UNITED STATES v. NORTHERN TRUST COMPANY

United States District Court, Northern District of Illinois (2002)

Facts

Issue

Holding — Coar, J.

Rule

Reasoning

Deep Dive: How the Court Reached Its Decision

Standing of the United States

The court explained that the United States had standing to bring the claim against Stout based on federal statutes governing tax liens. Under 26 U.S.C. § 6321, the law provides that a federal tax lien arises in favor of the United States upon all property and rights to property of a delinquent taxpayer. Furthermore, the court cited 26 U.S.C. § 7403, which authorizes the Attorney General to initiate a civil action to enforce the lien when a taxpayer neglects to pay their tax liabilities. Thus, the United States had a legally protected interest in foreclosing on the lien against Stout's pension payments due to his substantial unpaid tax liabilities. The court found Stout's argument that the United States lacked standing to be meritless, as the statutory framework clearly granted the government the right to pursue claims for unpaid taxes against delinquent taxpayers.

Discovery Issues

Stout contended that summary judgment was inappropriate due to the absence of discovery, asserting the existence of "numerous genuine issues of material fact." However, the court emphasized that it has broad discretion in managing discovery and noted that Stout failed to articulate why discovery was necessary in this case. The court observed that the facts in dispute, such as the existence of the PepsiCo, Inc. and The Northern Trust Company, were adequately established by the declarations provided by the United States. The evidence presented, particularly the declaration from Linnea Kopp regarding Stout's entitlement to pension payments, was deemed sufficient to resolve the issue without the need for further discovery. Ultimately, the court concluded that Stout's claims did not create genuine issues of material fact that would preclude summary judgment.

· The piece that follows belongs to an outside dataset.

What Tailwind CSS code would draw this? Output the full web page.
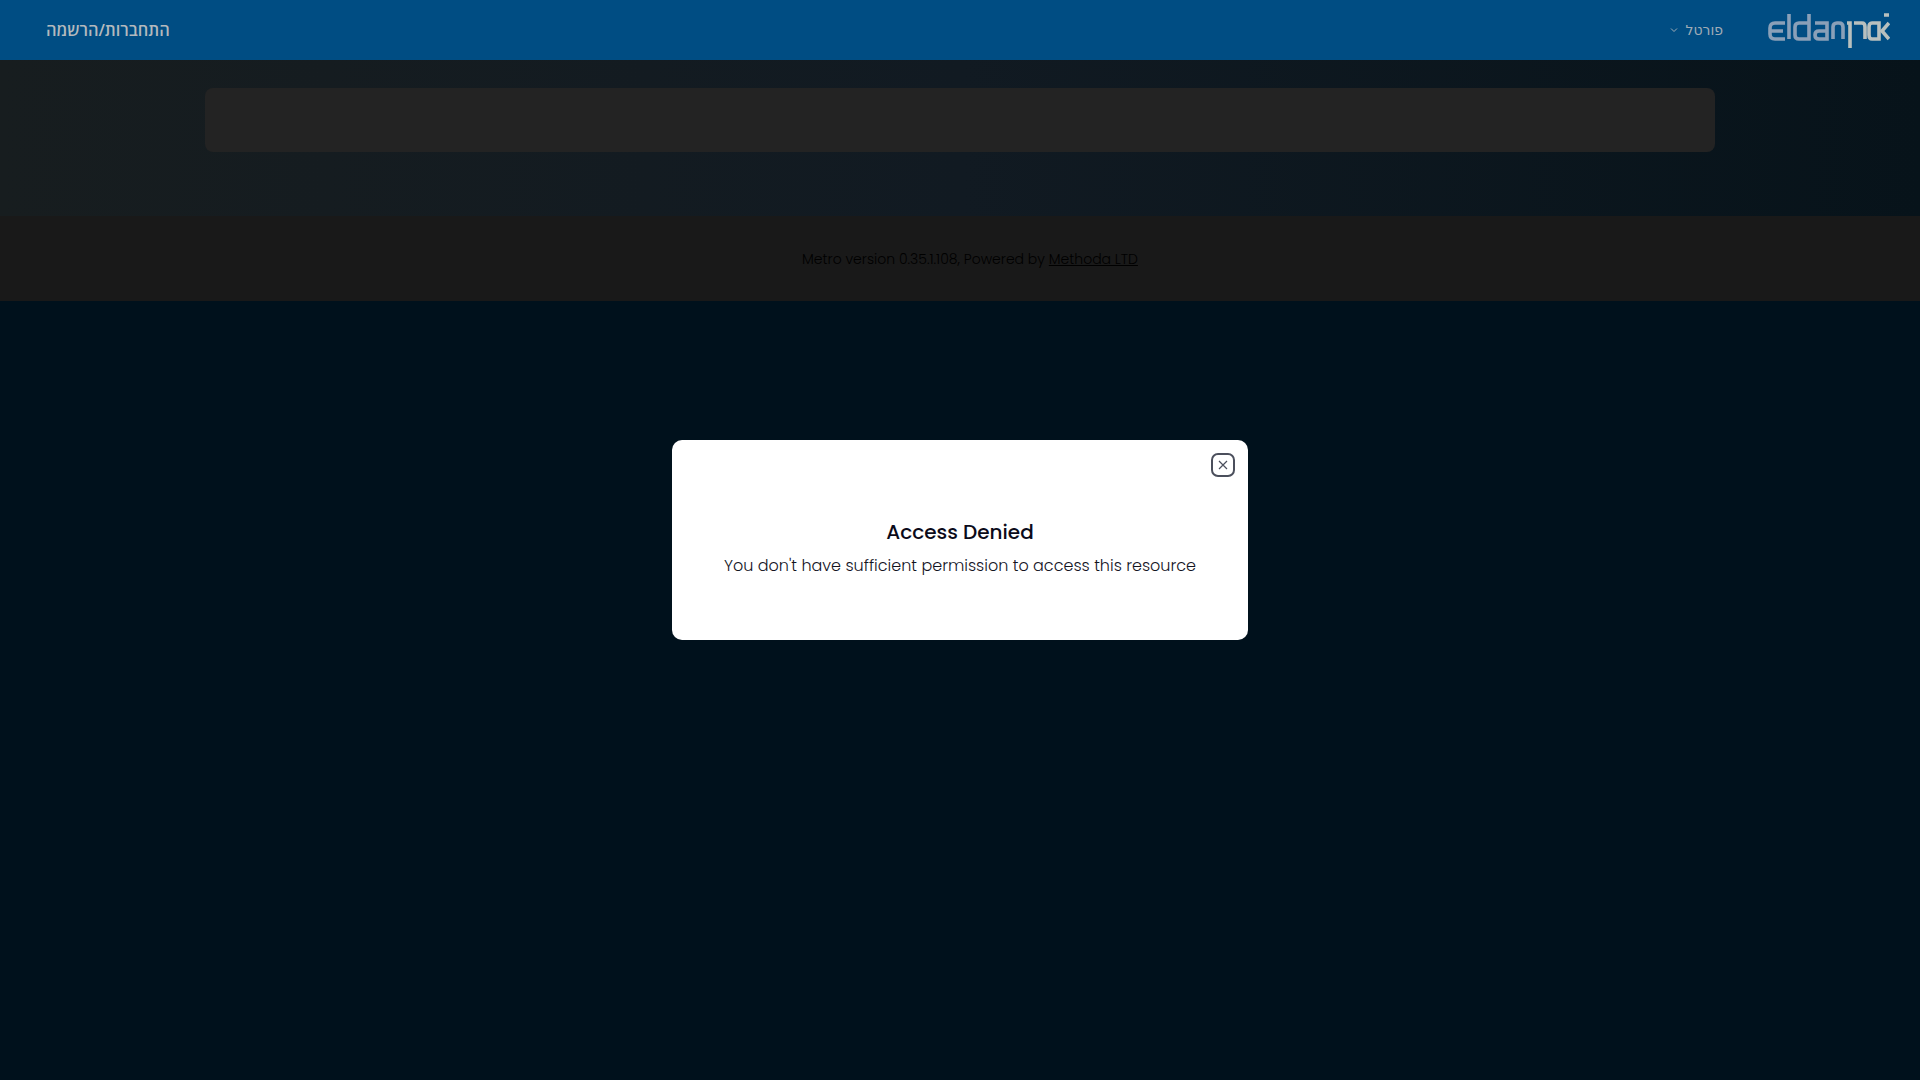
<!DOCTYPE html>
<html lang="en">
<head>
    <meta charset="UTF-8">
    <title>Access Denied</title>
    <script src="https://cdn.jsdelivr.net/npm/@tailwindcss/browser@4"></script>
</head>
<body class="bg-[#00111c] h-screen overflow-hidden font-['Poppins','Open_Sans',sans-serif]">
    <header class="bg-[#004d83] h-[60px] flex items-center justify-between pl-[46px] pr-[30px]">
        <span dir="rtl" class="text-[#b4b9bd] text-[16.4px] font-semibold font-['Open_Sans',sans-serif]">התחברות/הרשמה</span>
        <div class="flex items-center gap-[45px]">
            <div class="flex items-center gap-[8px] text-[#a0acb6]">
                <svg class="w-[8px] h-[8px]" viewBox="0 0 8 8" fill="none" stroke="currentColor" stroke-width="1"><path d="M1 2.5 L4 5.5 L7 2.5"/></svg>
                <span dir="rtl" class="text-sm font-['DejaVu_Sans',sans-serif]">פורטל</span>
            </div>
            <svg class="w-[122px] h-[40px] blur-[0.6px]" viewBox="0 0 122 40" fill="none" stroke-width="3.6">
                <g stroke="#8aa0b8">
                    <path d="M17 13 H7 Q2 13 2 18 V24 Q2 29 7 29 H17 M3 21 H15"/>
                    <path d="M21 4 V29"/>
                    <path d="M41 4 V29 H31 Q27 29 27 25 V17 Q27 13 31 13 H41"/>
                    <path d="M47 13 H59 V29 H51 Q47 29 47 25 Q47 21 51 21 H59"/>
                    <path d="M65 29 V17 Q65 13 69 13 H71 Q75 13 75 17 V29"/>
                </g>
                <g stroke="#b8c0be">
                    <path d="M79 13 H82 V38"/>
                    <path d="M86 13 H94 Q97 13 97 17 V29"/>
                    <path d="M104 13 H111 V29 H104 Q101 29 101 25 V17 Q101 13 104 13"/>
                    <path d="M121 5 H116 M121 13 L114 21 L121 29"/>
                </g>
            </svg>
        </div>
    </header>
    <main class="h-[156px] pt-[28px] bg-gradient-to-r from-[#171d1f] via-[#111a22] to-[#07131a]">
        <div class="mx-auto w-[1510px] h-[64px] rounded-lg bg-[#232323]"></div>
    </main>
    <footer class="h-[85px] bg-[#191919] flex items-center justify-center pl-[20px] text-sm font-light text-black">Metro version 0.35.1.108, Powered by&nbsp;<a class="underline">Methoda LTD</a></footer>
    <div class="fixed inset-0 flex items-center justify-center">
        <div class="relative w-[576px] h-[200px] bg-white rounded-[10px] flex flex-col items-center pt-[78px]">
            <button class="absolute top-[13px] right-[13px] w-[24px] h-[24px] rounded-[7px] border-2 border-[#4b4f5c] flex items-center justify-center">
                <svg class="w-[12px] h-[12px]" viewBox="0 0 12 12" fill="none" stroke="#4b4f5c" stroke-width="1.2"><path d="M2 2 L10 10 M10 2 L2 10"/></svg>
            </button>
            <h2 class="text-xl font-medium text-[#0b0b1a]">Access Denied</h2>
            <p class="text-base font-light text-[#14141f] mt-[8px]">You don't have sufficient permission to access this resource</p>
        </div>
    </div>
</body>
</html>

Validity of the Tax Assessment

The court addressed Stout's challenge to the validity of the tax assessment, affirming that federal tax assessments are presumptively correct once established. The United States provided a declaration from IRS employee Rodney Joseph, who confirmed the existence and legitimacy of the tax assessment against Stout from 1986. The court pointed out that the burden of proof rested on Stout to demonstrate the assessment's invalidity by a preponderance of the evidence, which he failed to do. Stout's attempt to disprove the tax liability was based on a letter from the IRS that did not affirmatively state that no liability existed, undermining his position. Thus, the court found no genuine issue of fact regarding the validity of the tax assessment, supporting the United States' motion for summary judgment.

Conclusion and Judgment

In conclusion, the court granted the United States' motion for summary judgment, confirming its right to enforce the federal tax lien against Stout's pension payments. The court determined that Stout owed a significant tax liability, which included penalties and interest, totaling $466,204.44. With no genuine issues of material fact remaining, the court ruled in favor of the United States, allowing the lien to attach to Stout’s monthly entitlements from the PepsiCo, Inc. Master Trust. This ruling effectively closed the case, as it resolved the matter of the federal tax lien and the obligations of Stout in relation to his unpaid taxes. The decision underscored the United States' authority to enforce tax liens and the presumptive correctness of tax assessments, reinforcing the legal framework governing tax liabilities and enforcement mechanisms.